Mike Bryant, CTO of Future Horizons, says Intel is positioning itself to take advantage of the increasing range of problems that face chipmakers. "Moore's Law can't continue in its current form most people are struggling. There has to be a slowdown." Although the schedule for Intel's 22nm Ivy Bridge slipped by just over a quarter to be launched at the end of April, the company now has parts in the market. They have arrived long before competitive devices will ship from suppliers such as TSMC, Globalfoundries or, indeed, Samsung. And Intel has a new transistor technology in the shape of the finFET running in volume; that took lots of money, says Bryant.

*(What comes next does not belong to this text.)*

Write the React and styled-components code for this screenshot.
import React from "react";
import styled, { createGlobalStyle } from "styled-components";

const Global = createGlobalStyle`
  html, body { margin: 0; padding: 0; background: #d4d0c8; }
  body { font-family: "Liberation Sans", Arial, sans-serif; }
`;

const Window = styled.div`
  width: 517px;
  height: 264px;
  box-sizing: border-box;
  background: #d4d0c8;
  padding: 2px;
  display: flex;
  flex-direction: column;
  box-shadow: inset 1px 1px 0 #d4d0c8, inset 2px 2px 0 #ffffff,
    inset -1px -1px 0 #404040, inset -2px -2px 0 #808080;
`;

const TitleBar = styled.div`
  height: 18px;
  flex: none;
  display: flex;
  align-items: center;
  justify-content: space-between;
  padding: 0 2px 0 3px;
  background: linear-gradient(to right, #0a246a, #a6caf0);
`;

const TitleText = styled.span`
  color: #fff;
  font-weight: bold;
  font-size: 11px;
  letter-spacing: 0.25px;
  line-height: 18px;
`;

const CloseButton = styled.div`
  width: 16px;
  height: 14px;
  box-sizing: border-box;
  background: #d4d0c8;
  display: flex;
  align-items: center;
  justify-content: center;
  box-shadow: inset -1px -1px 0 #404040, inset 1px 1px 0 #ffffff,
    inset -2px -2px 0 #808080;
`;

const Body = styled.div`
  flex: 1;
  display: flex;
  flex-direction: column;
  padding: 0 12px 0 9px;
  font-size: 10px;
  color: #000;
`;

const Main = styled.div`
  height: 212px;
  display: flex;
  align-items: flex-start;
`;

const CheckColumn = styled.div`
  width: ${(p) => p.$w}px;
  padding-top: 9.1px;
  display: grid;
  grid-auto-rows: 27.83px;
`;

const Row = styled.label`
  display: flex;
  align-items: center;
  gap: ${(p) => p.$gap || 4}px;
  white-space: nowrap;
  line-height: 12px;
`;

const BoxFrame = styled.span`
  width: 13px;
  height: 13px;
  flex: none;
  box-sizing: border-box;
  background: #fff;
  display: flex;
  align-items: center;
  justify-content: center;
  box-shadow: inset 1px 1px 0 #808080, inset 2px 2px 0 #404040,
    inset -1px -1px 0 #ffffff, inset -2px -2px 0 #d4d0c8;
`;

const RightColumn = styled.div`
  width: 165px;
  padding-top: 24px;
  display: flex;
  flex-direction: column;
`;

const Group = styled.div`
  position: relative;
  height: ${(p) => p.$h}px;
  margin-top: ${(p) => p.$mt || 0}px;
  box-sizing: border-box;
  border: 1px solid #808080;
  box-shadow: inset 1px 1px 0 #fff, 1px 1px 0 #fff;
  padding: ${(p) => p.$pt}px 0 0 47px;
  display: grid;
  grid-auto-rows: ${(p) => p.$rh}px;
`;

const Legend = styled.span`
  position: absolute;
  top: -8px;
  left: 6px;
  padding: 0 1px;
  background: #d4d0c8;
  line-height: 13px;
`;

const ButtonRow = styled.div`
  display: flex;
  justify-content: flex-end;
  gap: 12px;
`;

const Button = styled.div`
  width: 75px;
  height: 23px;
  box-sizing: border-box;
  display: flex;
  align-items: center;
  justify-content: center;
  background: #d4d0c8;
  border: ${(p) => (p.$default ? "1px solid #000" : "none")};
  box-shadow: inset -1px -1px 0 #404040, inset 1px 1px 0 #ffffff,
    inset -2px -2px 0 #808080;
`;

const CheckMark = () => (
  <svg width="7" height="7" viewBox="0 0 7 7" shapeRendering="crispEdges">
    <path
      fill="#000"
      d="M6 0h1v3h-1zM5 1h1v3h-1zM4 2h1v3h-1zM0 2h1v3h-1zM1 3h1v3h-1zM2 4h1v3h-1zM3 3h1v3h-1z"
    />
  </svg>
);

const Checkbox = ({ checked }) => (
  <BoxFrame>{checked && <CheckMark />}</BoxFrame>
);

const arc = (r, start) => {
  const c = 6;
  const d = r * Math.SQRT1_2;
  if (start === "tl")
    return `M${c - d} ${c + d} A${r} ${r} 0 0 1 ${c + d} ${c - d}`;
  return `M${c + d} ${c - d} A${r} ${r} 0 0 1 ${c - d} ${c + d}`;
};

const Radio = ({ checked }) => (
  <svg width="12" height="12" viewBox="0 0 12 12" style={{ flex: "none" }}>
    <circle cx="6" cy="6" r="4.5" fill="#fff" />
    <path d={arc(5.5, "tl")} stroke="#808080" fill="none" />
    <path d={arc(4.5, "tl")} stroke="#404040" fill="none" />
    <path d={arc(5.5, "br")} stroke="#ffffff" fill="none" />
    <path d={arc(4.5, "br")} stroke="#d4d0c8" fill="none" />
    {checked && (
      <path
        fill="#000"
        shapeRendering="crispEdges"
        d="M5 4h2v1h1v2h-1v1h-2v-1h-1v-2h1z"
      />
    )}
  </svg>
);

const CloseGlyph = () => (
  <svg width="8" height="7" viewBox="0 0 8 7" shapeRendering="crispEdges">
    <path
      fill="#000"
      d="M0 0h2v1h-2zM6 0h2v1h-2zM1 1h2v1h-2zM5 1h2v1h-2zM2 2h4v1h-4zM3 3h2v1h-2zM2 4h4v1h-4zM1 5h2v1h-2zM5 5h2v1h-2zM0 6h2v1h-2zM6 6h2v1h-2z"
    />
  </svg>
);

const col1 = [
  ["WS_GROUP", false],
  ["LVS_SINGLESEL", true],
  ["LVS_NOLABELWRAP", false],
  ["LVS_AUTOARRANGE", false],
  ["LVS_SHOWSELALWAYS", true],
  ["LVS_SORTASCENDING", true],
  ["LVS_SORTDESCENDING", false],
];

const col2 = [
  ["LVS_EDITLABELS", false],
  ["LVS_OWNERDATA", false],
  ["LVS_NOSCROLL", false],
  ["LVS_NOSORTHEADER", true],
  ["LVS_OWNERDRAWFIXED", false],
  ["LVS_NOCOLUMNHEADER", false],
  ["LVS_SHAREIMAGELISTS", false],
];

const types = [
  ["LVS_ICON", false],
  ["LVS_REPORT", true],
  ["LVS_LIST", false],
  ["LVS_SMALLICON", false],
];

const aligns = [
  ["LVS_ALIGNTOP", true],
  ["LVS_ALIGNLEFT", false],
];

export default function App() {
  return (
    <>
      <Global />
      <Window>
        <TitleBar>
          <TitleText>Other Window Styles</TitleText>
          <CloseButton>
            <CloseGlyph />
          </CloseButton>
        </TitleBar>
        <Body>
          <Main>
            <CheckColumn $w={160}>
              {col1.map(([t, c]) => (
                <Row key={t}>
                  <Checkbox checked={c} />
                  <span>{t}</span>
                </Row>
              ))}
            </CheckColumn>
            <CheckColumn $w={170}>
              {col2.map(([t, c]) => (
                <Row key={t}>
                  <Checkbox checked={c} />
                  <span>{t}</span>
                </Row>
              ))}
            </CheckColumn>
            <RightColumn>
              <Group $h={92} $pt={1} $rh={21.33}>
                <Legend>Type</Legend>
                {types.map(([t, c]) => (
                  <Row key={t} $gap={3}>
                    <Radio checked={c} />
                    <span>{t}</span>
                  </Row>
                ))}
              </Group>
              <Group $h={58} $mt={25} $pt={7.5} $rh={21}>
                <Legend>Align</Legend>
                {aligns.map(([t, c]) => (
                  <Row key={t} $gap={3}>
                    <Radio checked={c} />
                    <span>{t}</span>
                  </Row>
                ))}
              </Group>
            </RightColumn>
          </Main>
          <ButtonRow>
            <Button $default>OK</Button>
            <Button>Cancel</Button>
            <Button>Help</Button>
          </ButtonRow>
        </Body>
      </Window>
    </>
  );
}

"Intel ran 20,000 wafers to get finFETs working. So far, TSMC has run no wafers in a production environment for finFETs," Bryant explains. Potentially, Intel could have a major advantage in terms of the core technology inside its processors for four or more years. If Achronix sticks to its schedule, it could have its products out on 22nm well before either Altera or Xilinx, who lead the market and which use Samsung and TSMC to make their parts.
TSMC is not expected to introduce finFETs until the 14nm generation, although it is possible that the foundry will attempt to speed up introduction to try to fend off the threat from Intel. The massive uptick in spending from the two runaway leaders at the top of the semiconductor market could lead to problems for TSMC, which ST-Ericsson, among others, uses heavily. Now running at about half the turnover of Samsung's chip division, even that company may find it problematic keeping up technologically.
The main benefit of the finFET is that it reduces power without sacrificing as much performance as when using conventional CMOS transistors. This presents a problem for ARM, says Future Horizon's Bryant, which has historically maintained an advantage in low-power, mobile processors. "The 22nm trigate technology will never be available to ARM," he claims.
Some respite, however, will come from Intel's own strategy. "When it comes to low-power devices, Intel is not yet throwing its top technology at the problem. They are using a very safe technology," says Bryant, referring to the 32nm Medfield processors.